I listen to tango music a lot and have a collection of over 4000 tracks of tango music. I guess that my current favorites make up a small percentage of these. Some tango composers were blessed with a gift that enabled them to write many superb songs, others, sadly, were one-hit-wonders. One reason my collection has grown so big is that I have bought albums by a composer on the strength of a tango that I really love, only to find most of his other work does not move me to the same degree.

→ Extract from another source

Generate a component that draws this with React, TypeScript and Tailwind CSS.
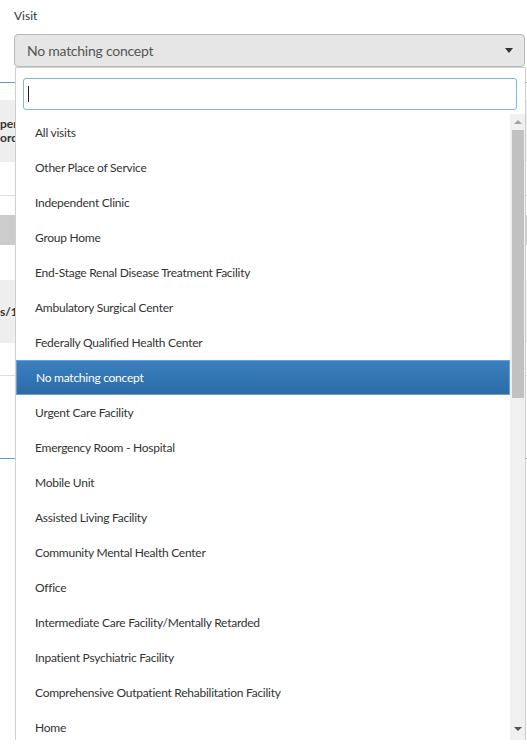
import React from 'react';

const visits = [
  'All visits',
  'Other Place of Service',
  'Independent Clinic',
  'Group Home',
  'End-Stage Renal Disease Treatment Facility',
  'Ambulatory Surgical Center',
  'Federally Qualified Health Center',
  'No matching concept',
  'Urgent Care Facility',
  'Emergency Room - Hospital',
  'Mobile Unit',
  'Assisted Living Facility',
  'Community Mental Health Center',
  'Office',
  'Intermediate Care Facility/Mentally Retarded',
  'Inpatient Psychiatric Facility',
  'Comprehensive Outpatient Rehabilitation Facility',
  'Home',
];

const selected = 'No matching concept';

export default function App() {
  return (
    <div
      className="relative w-[527px] h-[750px] overflow-hidden bg-white text-[#333]"
      style={{ fontFamily: 'Lato, "Open Sans", sans-serif' }}
    >
      <div className="pl-[14px] pr-[2px] pt-[7px]">
        <label className="block text-[12px] leading-[17px]">Visit</label>
        <div className="mt-[10px] h-[33px] rounded-[4px] border border-[#b8b8b8] bg-[#e6e6e6] flex items-center justify-between pl-[12px] pr-[11px]">
          <span className="text-[14px] tracking-[-0.25px] text-[#555]">No matching concept</span>
          <span className="w-0 h-0 border-l-[4px] border-r-[4px] border-t-[5px] border-l-transparent border-r-transparent border-t-[#333]" />
        </div>
      </div>

      {/* page content behind the open dropdown */}
      <div className="mt-[15px] h-px bg-[#5b9bd5]" />
      <div className="mt-[17px] h-[62px] bg-[#eeeeee] flex flex-col justify-center text-[12px] font-bold leading-[14px]">
        <span>per</span>
        <span>ord</span>
      </div>
      <div className="mt-[33px] h-px bg-[#dddddd]" />
      <div className="mt-[19px] h-[30px] bg-[#cccccc]" />
      <div className="mt-[35px] h-[63px] bg-[#eeeeee] flex items-center text-[12px] font-bold">
        <span>s/1</span>
      </div>
      <div className="mt-[32px] h-px bg-[#dddddd]" />
      <div className="mt-[82px] h-px bg-[#5b9bd5]" />

      {/* open dropdown */}
      <div className="absolute left-[15px] top-[67px] w-[511px] h-[673px] bg-white border-l border-t border-r border-[#cfcfcf] flex flex-col">
        <div className="pt-[10px] pl-[7px] pr-[8px] pb-[4px]">
          <div className="h-[32px] rounded-[3px] border border-[#7db7e8] flex items-center pl-[4px]">
            <span className="w-px h-[16px] bg-[#222]" />
          </div>
        </div>
        <div className="flex flex-1 min-h-0">
          <ul className="flex-1 overflow-hidden pt-[1px]">
            {visits.map((v) => (
              <li
                key={v}
                className={
                  v === selected
                    ? 'h-[35px] flex items-center pl-[19px] text-[12px] tracking-[-0.25px] text-white bg-gradient-to-b from-[#3a7fbf] to-[#2c6ca8] border border-[#6d9fd0]'
                    : 'h-[35px] flex items-center pl-[19px] text-[12px] tracking-[-0.25px] text-[#333]'
                }
              >
                {v}
              </li>
            ))}
          </ul>
          <div className="w-[15px] bg-[#f0f0f0] flex flex-col items-center">
            <div className="h-[16px] flex items-center justify-center">
              <span className="w-0 h-0 border-l-[4px] border-r-[4px] border-b-[4px] border-l-transparent border-r-transparent border-b-[#a3a3a3]" />
            </div>
            <div className="w-[12px] h-[268px] bg-[#c1c1c1]" />
            <div className="flex-1" />
            <div className="h-[17px] flex items-start justify-center pt-[4px]">
              <span className="w-0 h-0 border-l-[4px] border-r-[4px] border-t-[4px] border-l-transparent border-r-transparent border-t-[#505050]" />
            </div>
          </div>
        </div>
      </div>
    </div>
  );
}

It was tango music, not the dance that first grabbed my attention. How can a musical genre that includes pieces as rich and technically brilliant as a Beethoven sonata (i.e. A Evaristo Carriego, Osváldo Pugliese) have remained widely uncelebrated? As I learnt to dance, (I was taught using the basic eight method) I can’t remember really feeling in touch with the music. I suppose that my focus was ‘in the body’ not ‘in the music’ until I became competent enough to relax and start to listen to the music and use it as creative inspiration and contributing dynamic of the dance.

As I became more aware of the music as dancer, my curiosity homed in on why some tango songs really inspired me to dance and why others were so unintuitive and unappealing that I would want to stop dancing. So I started to collect tango music in search of an understanding of my ‘perfect’ tango.  Tango is the sound of diaspora, the music of displaced people from an incredible range of cultures and
countries who found themselves in Buenos Aires at the start of the twentieth century. Travelers and opportunists, fortune-hunters and runaways, all carrying with them folklore melodies passed down through generations. Only the most robust, intuitive, memorable and resonant melodies could possibly survive this tortuous journey.

The tunes that emerged in the early years of tango are unique in the development of music. Remember this was a period before radio or television when folklore was a real and vibrant part of storytelling and entertainment. I can imagine myself as an early immigrant, arriving in Buenos Aires without a common language and unable to converse intellectually in any way except with music. Through music I could find a way of sharing my sense of self with other musicians and start to integrate. I could find a way to celebrate life (such as it is) and make a heartfelt cry of desperation that, after spending all my savings to get to a better life in Argentina, the reality of my new life is worse than the one I left behind. Like other immigrant musicians, I would intuitively and unconsciously bring all my musical folklore memories to share at barrio gatherings. Destitute, cold, hungry, lonely and desperate, we would seek comfort and companionship in music. We would play by ear, each contributing the resonant songs from our homeland, learning from each other, giving and gaining new skills until, with one voice a new musical expression emerges. Tango was born.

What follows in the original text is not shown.